She had complications from a stroke, said a family spokesman, James Peterson.

Mrs. Abernathy worked alongside her husband and the Rev. Martin Luther King Jr. and survived a bombing of the family’s home in Montgomery, Ala., in 1957. She was home alone with her daughter and pregnant with another daughter at the time. The Baptist church where her husband was a pastor was destroyed by a bomb the same night.

King described Ralph Abernathy, who died in 1990, as his “closest associate and most trusted friend.” Ralph Abernathy was jailed on several occasions and was standing next to King when King was assassinated in Memphis in 1968.

Mrs. Abernathy had a part in several significant events of the civil rights movement, including her role in the Montgomery bus boycott, which began after Rosa Parks refused to give up her seat on a public bus to a white man and was arrested. The boycott lasted more than a year and resulted in a Supreme Court ruling that outlawed racial segregation in public transportation.

Mrs.

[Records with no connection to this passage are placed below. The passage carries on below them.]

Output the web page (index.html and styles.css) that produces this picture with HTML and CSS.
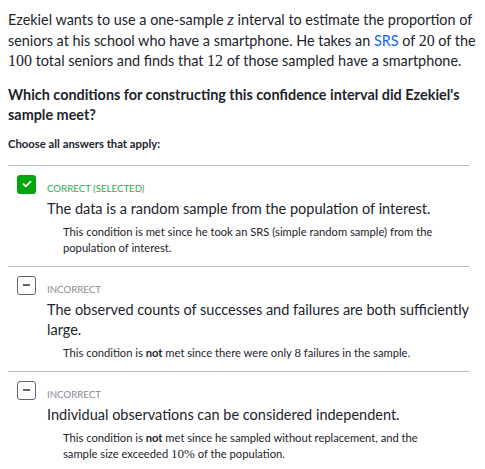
FILE: index.html
```html
<!DOCTYPE html>
<html>
<head>
<meta charset="utf-8">
<link rel="stylesheet" href="styles.css">
</head>
<body>
<div class="page">
  <p class="stem">Ezekiel wants to use a one-sample <span class="math it">z</span> interval to estimate the proportion of seniors at his school who have a smartphone. He takes an <a class="link">SRS</a> of <span class="math">20</span> of the <span class="math">100</span> total seniors and finds that <span class="math">12</span> of those sampled have a smartphone.</p>
  <p class="question">Which conditions for constructing this confidence interval did Ezekiel's sample meet?</p>
  <p class="instr">Choose all answers that apply:</p>
  <ul class="choices">
    <li class="choice">
      <span class="box box-correct"><svg width="10" height="8" viewBox="0 0 10 8"><path d="M1.5 4.2 L3.8 6.3 L8.5 1.6" fill="none" stroke="#fff" stroke-width="1.8" stroke-linecap="round" stroke-linejoin="round"/></svg></span>
      <div class="body">
        <div class="status status-correct">Correct (selected)</div>
        <div class="answer">The data is a random sample from the population of interest.</div>
        <div class="explain">This condition is met since he took an SRS (simple random sample) from the population of interest.</div>
      </div>
    </li>
    <li class="choice">
      <span class="box box-wrong"><span class="dash"></span></span>
      <div class="body">
        <div class="status">Incorrect</div>
        <div class="answer">The observed counts of successes and failures are both sufficiently large.</div>
        <div class="explain">This condition is <b>not</b> met since there were only <span class="math">8</span> failures in the sample.</div>
      </div>
    </li>
    <li class="choice">
      <span class="box box-wrong"><span class="dash"></span></span>
      <div class="body">
        <div class="status">Incorrect</div>
        <div class="answer">Individual observations can be considered independent.</div>
        <div class="explain">This condition is <b>not</b> met since he sampled without replacement, and the sample size exceeded <span class="math">10%</span> of the population.</div>
      </div>
    </li>
  </ul>
</div>
</body>
</html>
```

FILE: styles.css
```css
html, body {
  margin: 0;
  padding: 0;
  background: #fff;
}
body {
  font-family: Lato, "Open Sans", sans-serif;
  color: #21242c;
}
.page {
  padding: 10px 8px 0 8px;
}
.stem {
  margin: 0;
  font-size: 14.4px;
  line-height: 20.5px;
}
.math {
  font-family: "Liberation Serif", serif;
  font-size: 16px;
  line-height: 1;
}
.math.it {
  font-style: italic;
  font-size: 17px;
}
.link {
  color: #1865f2;
}
.question {
  margin: 13px 0 0;
  font-size: 14.4px;
  font-weight: 700;
  line-height: 20px;
}
.instr {
  margin: 11px 0 0;
  font-size: 11.3px;
  font-weight: 700;
  line-height: 16px;
}
.choices {
  list-style: none;
  margin: 13px 8px 0 0;
  padding: 0;
  border-top: 1px solid #bababe;
}
.choice {
  display: flex;
  gap: 11px;
  padding: 9px 0 0 9px;
  border-bottom: 1px solid #bababe;
}
.choice:last-child {
  border-bottom: none;
}
.box {
  flex: none;
  width: 19px;
  height: 19px;
  box-sizing: border-box;
  border-radius: 3px;
  display: flex;
  align-items: center;
  justify-content: center;
}
.box-correct {
  background: #00a60e;
}
.box-wrong {
  border: 1px solid #626569;
}
.dash {
  width: 7px;
  height: 2px;
  background: #626569;
}
.body {
  flex: 1;
  padding-top: 7px;
}
.status {
  font-size: 9.7px;
  line-height: 12px;
  text-transform: uppercase;
  color: #888d93;
}
.status-correct {
  color: #1fab54;
}
.answer {
  margin-top: 5px;
  font-size: 14.5px;
  line-height: 20px;
}
.explain {
  margin: 5px 16px 0 16px;
  padding-bottom: 10px;
  font-size: 11.2px;
  line-height: 16px;
}
.explain .math {
  font-size: 13px;
  line-height: 1;
}
```
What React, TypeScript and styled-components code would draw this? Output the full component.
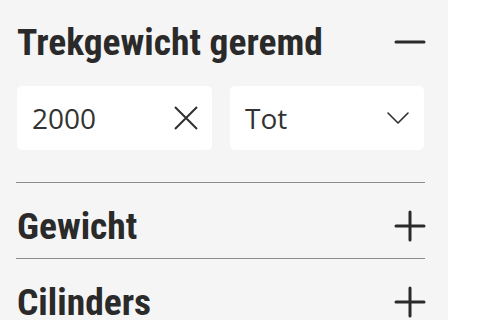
import React from 'react';
import styled, { createGlobalStyle } from 'styled-components';

const GlobalStyle = createGlobalStyle`
    html, body {
        margin: 0;
        padding: 0;
        background: #ffffff;
    }
`;

const Page = styled.div`
    width: 480px;
    height: 320px;
    overflow: hidden;
    background: #ffffff;
`;

const Sidebar = styled.aside`
    width: 448px;
    height: 320px;
    box-sizing: border-box;
    background: #f5f5f5;
    padding: 0 23px 0 16px;
`;

interface SectionProps {
    open?: boolean;
}

const Section = styled.section<SectionProps>`
    padding: ${({ open }) => open ? '24px 0 32px' : '25px 0 14px'};
    border-bottom: 1px solid #8c8c8c;
`;

const Header = styled.div`
    display: flex;
    align-items: center;
    justify-content: space-between;
    height: 36px;
`;

const Title = styled.h2`
    margin: 0 0 0 1px;
    font-family: "Roboto Condensed", "Liberation Sans Narrow", "DejaVu Sans Condensed", Roboto, sans-serif;
    font-weight: 700;
    font-size: 37.5px;
    line-height: 36px;
    color: #2a2a2a;
    white-space: nowrap;
`;

const Toggle = styled.button`
    display: flex;
    align-items: center;
    justify-content: center;
    width: 32px;
    height: 32px;
    margin-right: -1px;
    padding: 0;
    border: 0;
    background: none;
    color: #2a2a2a;
`;

const Fields = styled.div`
    display: grid;
    grid-template-columns: 195px 194px;
    gap: 18px;
    margin: 26px 0 0 1px;
`;

const Field = styled.div`
    display: flex;
    align-items: center;
    justify-content: space-between;
    height: 64px;
    box-sizing: border-box;
    padding: 0 14px 0 15px;
    background: #ffffff;
    border-radius: 5px;
    font-family: "Open Sans", "Noto Sans", sans-serif;
    font-size: 28px;
    color: #333333;
`;

const FieldIcon = styled.span`
    display: flex;
    align-items: center;
    color: #2f2f2f;
`;

const Minus = () => (
    <svg width="32" height="32" viewBox="0 0 32 32" fill="none" stroke="currentColor" strokeWidth="3" strokeLinecap="round">
        <path d="M2 16h28" />
    </svg>
);

const Plus = () => (
    <svg width="32" height="32" viewBox="0 0 32 32" fill="none" stroke="currentColor" strokeWidth="3" strokeLinecap="round">
        <path d="M2 16h28M16 2v28" />
    </svg>
);

const Cross = () => (
    <svg width="24" height="24" viewBox="0 0 24 24" fill="none" stroke="currentColor" strokeWidth="2">
        <path d="M1 1l22 22M23 1L1 23" />
    </svg>
);

const Chevron = () => (
    <svg width="24" height="14" viewBox="0 0 24 14" fill="none" stroke="currentColor" strokeWidth="1.6" strokeLinecap="round" strokeLinejoin="round">
        <path d="M2 2l10 10 10-10" />
    </svg>
);

const filters = ['Gewicht', 'Cilinders'];

export default function App() {
    return (
        <Page>
            <GlobalStyle />
            <Sidebar>
                <Section open>
                    <Header>
                        <Title>Trekgewicht geremd</Title>
                        <Toggle><Minus /></Toggle>
                    </Header>
                    <Fields>
                        <Field>
                            <span>2000</span>
                            <FieldIcon><Cross /></FieldIcon>
                        </Field>
                        <Field>
                            <span>Tot</span>
                            <FieldIcon><Chevron /></FieldIcon>
                        </Field>
                    </Fields>
                </Section>
                {filters.map((title) => (
                    <Section key={title}>
                        <Header>
                            <Title>{title}</Title>
                            <Toggle><Plus /></Toggle>
                        </Header>
                    </Section>
                ))}
            </Sidebar>
        </Page>
    );
}
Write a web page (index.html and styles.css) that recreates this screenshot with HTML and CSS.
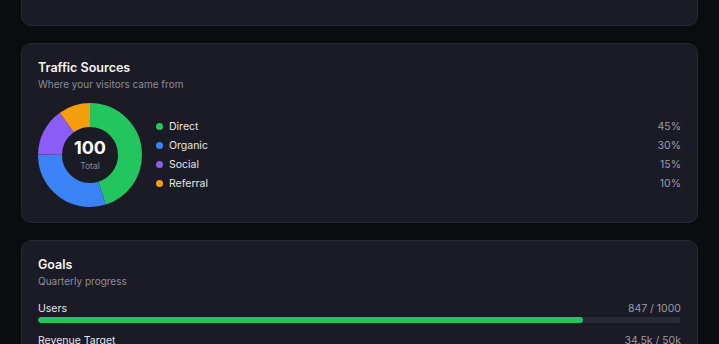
FILE: index.html
```html
<!DOCTYPE html>
<html lang="en">
<head>
<meta charset="utf-8">
<title>Dashboard</title>
<link rel="stylesheet" href="styles.css">
</head>
<body>
<main class="page">
  <section class="card card-partial"></section>

  <section class="card">
    <h2 class="card-title">Traffic Sources</h2>
    <p class="card-sub">Where your visitors came from</p>
    <div class="traffic">
      <div class="donut">
        <svg width="104" height="104" viewBox="0 0 104 104">
          <g transform="rotate(-90 52 52)" fill="none" stroke-width="24">
            <circle cx="52" cy="52" r="40" stroke="#22c55e" stroke-dasharray="113.10 251.33" stroke-dashoffset="0"/>
            <circle cx="52" cy="52" r="40" stroke="#3b82f6" stroke-dasharray="75.40 251.33" stroke-dashoffset="-113.10"/>
            <circle cx="52" cy="52" r="40" stroke="#8b5cf6" stroke-dasharray="37.70 251.33" stroke-dashoffset="-188.50"/>
            <circle cx="52" cy="52" r="40" stroke="#f59e0b" stroke-dasharray="25.13 251.33" stroke-dashoffset="-226.20"/>
          </g>
        </svg>
        <div class="donut-center">
          <span class="donut-num">100</span>
          <span class="donut-lbl">Total</span>
        </div>
      </div>
      <ul class="legend">
        <li class="legend-row"><span class="legend-name"><i class="dot dot-green"></i>Direct</span><span class="legend-pct">45%</span></li>
        <li class="legend-row"><span class="legend-name"><i class="dot dot-blue"></i>Organic</span><span class="legend-pct">30%</span></li>
        <li class="legend-row"><span class="legend-name"><i class="dot dot-purple"></i>Social</span><span class="legend-pct">15%</span></li>
        <li class="legend-row"><span class="legend-name"><i class="dot dot-amber"></i>Referral</span><span class="legend-pct">10%</span></li>
      </ul>
    </div>
  </section>

  <section class="card">
    <h2 class="card-title">Goals</h2>
    <p class="card-sub">Quarterly progress</p>
    <div class="goals">
      <div class="goal">
        <div class="goal-head"><span class="goal-name">Users</span><span class="goal-val">847 / 1000</span></div>
        <div class="bar"><div class="bar-fill" style="width:84.7%"></div></div>
      </div>
      <div class="goal">
        <div class="goal-head"><span class="goal-name">Revenue Target</span><span class="goal-val">34.5k / 50k</span></div>
        <div class="bar"><div class="bar-fill" style="width:69%"></div></div>
      </div>
    </div>
  </section>
</main>
</body>
</html>
```

FILE: styles.css
```css
* { box-sizing: border-box; }
html, body { margin: 0; padding: 0; }
body {
  background: #0b0c10;
  font-family: Inter, "Noto Sans", sans-serif;
  color: #f3f4f6;
  overflow: hidden;
}
.page {
  padding: 0 21px;
  display: flex;
  flex-direction: column;
  gap: 17px;
}
.card {
  background: #1a1b24;
  border: 1px solid #272833;
  border-radius: 10px;
  padding: 16px 16px 15px;
}
.card-partial {
  height: 26px;
  border-top: none;
  border-radius: 0 0 10px 10px;
  padding: 0;
}
.card-title {
  margin: 0;
  font-size: 12.5px;
  line-height: 16px;
  font-weight: 600;
  color: #f3f4f6;
}
.card-sub {
  margin: 0;
  font-size: 10px;
  line-height: 16px;
  color: #8b8d9a;
}
.traffic {
  margin-top: 11px;
  display: flex;
  align-items: center;
  gap: 14px;
}
.donut {
  position: relative;
  width: 104px;
  height: 104px;
  flex: none;
}
.donut svg { display: block; }
.donut-center {
  position: absolute;
  inset: 0;
  display: flex;
  flex-direction: column;
  align-items: center;
  justify-content: center;
}
.donut-num {
  font-size: 18px;
  line-height: 20px;
  font-weight: 700;
  color: #ffffff;
}
.donut-lbl {
  margin-top: 2px;
  font-size: 8.5px;
  line-height: 12px;
  color: #8b8d9a;
}
.legend {
  list-style: none;
  margin: 0;
  padding: 0;
  flex: 1;
  display: flex;
  flex-direction: column;
  gap: 3px;
}
.legend-row {
  display: flex;
  justify-content: space-between;
  align-items: center;
  font-size: 10.5px;
  line-height: 16px;
}
.legend-name {
  display: flex;
  align-items: center;
  gap: 6px;
  color: #e5e7eb;
}
.legend-pct { color: #9a9cab; }
.dot {
  width: 7px;
  height: 7px;
  border-radius: 50%;
  display: inline-block;
}
.dot-green { background: #22c55e; }
.dot-blue { background: #3b82f6; }
.dot-purple { background: #8b5cf6; }
.dot-amber { background: #f59e0b; }
.goals {
  margin-top: 12px;
  display: flex;
  flex-direction: column;
  gap: 10px;
}
.goal-head {
  display: flex;
  justify-content: space-between;
  font-size: 10.5px;
  line-height: 16px;
  margin-bottom: 0;
}
.goal-name { color: #e5e7eb; }
.goal-val { color: #9a9cab; }
.bar {
  height: 6px;
  border-radius: 3px;
  background: #2a2b36;
  overflow: hidden;
}
.bar-fill {
  height: 100%;
  border-radius: 3px;
  background: #22c55e;
}
```
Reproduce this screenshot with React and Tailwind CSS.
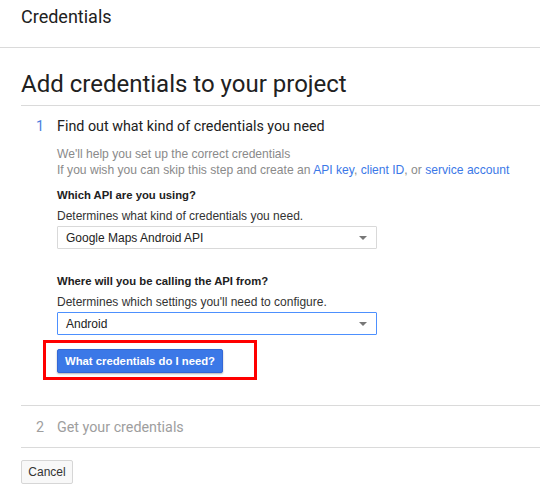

Abernathy took part in the 1963 March on Washington and the 1965 march from Selma, Ala., to Montgomery in support of voting rights and led voter education programs.

“I started when there were no cameras and no newspapers writing nice things about you, instead they were writing all sorts of ugly things,” she told the Atlanta Journal-Constitution in 2013. “But we kept going.”

Juanita Odessa Jones was born in Uniontown, Ala., and was a graduate of Tennessee State University. She taught high school business education classes and was a secretary for the Alabama chapter of the NAACP.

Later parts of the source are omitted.